The aim of legal construction or interpretation is to ascertain the true meaning of whatever is being interpreted or construed, which is also the paramount (and, probably, the only absolute) rule of construction. When a given use of "Expressio unius est exclusio alterius" does not help us to ascertain that meaning faithfully, it serves no useful purpose, and giving it a forced and unnatural application is nothing more and nothing less than an abuse of it.
The same can be said for the other established canons of construction -- that they are useful when they are used sensibly but should not be treated as if they were universal, absolute rules that are always right and always binding. However, at the moment, I'm focusing on the one identified above: that the affirmation of one thing is the negation of all the rest.
And by "focusing" on it, I mean that I am going to let the words of Joseph Story, who was a justice of the Supreme Court of the United States, tell you how indiscriminately invoking and applying that canon is a quick, easy path to absurdity and error.
“§ 448. XIII. Another rule of interpretation deserves consideration in regard to the constitution. There are certain maxims, which have found their way, not only into judicial discussions, but into the business of common life, as founded in common sense, and common convenience. Thus, it is often said, that in an instrument a specification of particulars is an exclusion of generals; or the expression of one thing is the exclusion of another. Lord Bacon's remark, ‘that, as exception strengthens the force of a law in cases not excepted, so enumeration weakens it in cases not enumerated,’ has been perpetually referred to, as a fine illustration.

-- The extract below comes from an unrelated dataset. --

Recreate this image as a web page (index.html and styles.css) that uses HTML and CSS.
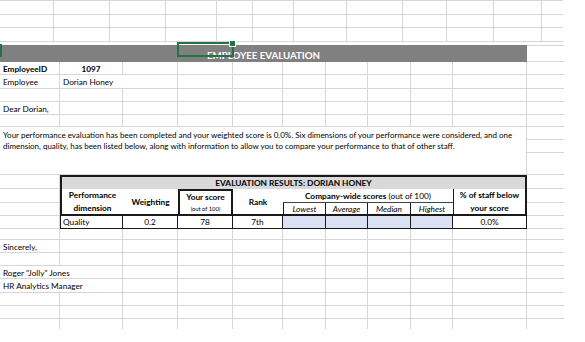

These maxims, rightly understood, and rightly applied, undoubtedly furnish safe guides to assist us in the task of exposition. But they are susceptible of being applied, and indeed are often ingeniously applied, to the subversion of the text, and the objects of the instrument. Thus, it has been suggested, that an affirmative provision in a particular case excludes the existence of the like provision in every other case; and a negative provision in a particular case admits the existence of the same thing in every other case. Both of these deductions are, or rather may be, unfounded in solid reasoning."

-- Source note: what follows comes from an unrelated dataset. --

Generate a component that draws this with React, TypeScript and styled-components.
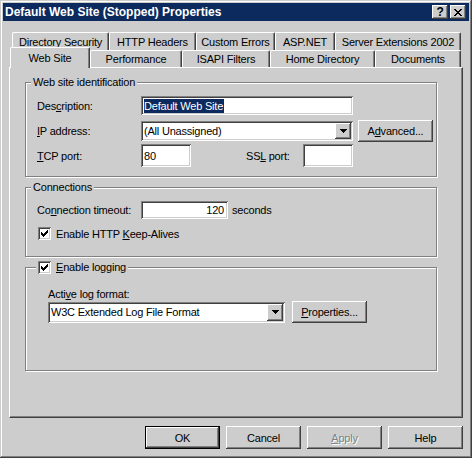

"Thus, it was objected to the constitution, that, having provided for the trial by jury in criminal cases, there was an implied exclusion of it in civil cases. As if there was not an essential difference between silence and abolition, between a positive adoption of it in one class of cases, and a discretionary right (it being clearly within the reach of the judicial powers confided to the Union) to adopt, or reject it in all or any other cases. One might with just as much propriety hold, that, because congress has power ‘to declare war,’ but no power is expressly given to make peace, the latter is excluded; or that, because it is declared, that ‘no bill of attainder, or ex post facto law shall be passed’ by congress, therefore congress possess in all other cases the right to pass any laws. The truth is, that in order to ascertain, how far an affirmative or negative provision excludes, or implies others, we must look to the nature of the provision, the subject matter, the objects, and the scope of the instrument. These, and these only, can properly determine the rule of construction.”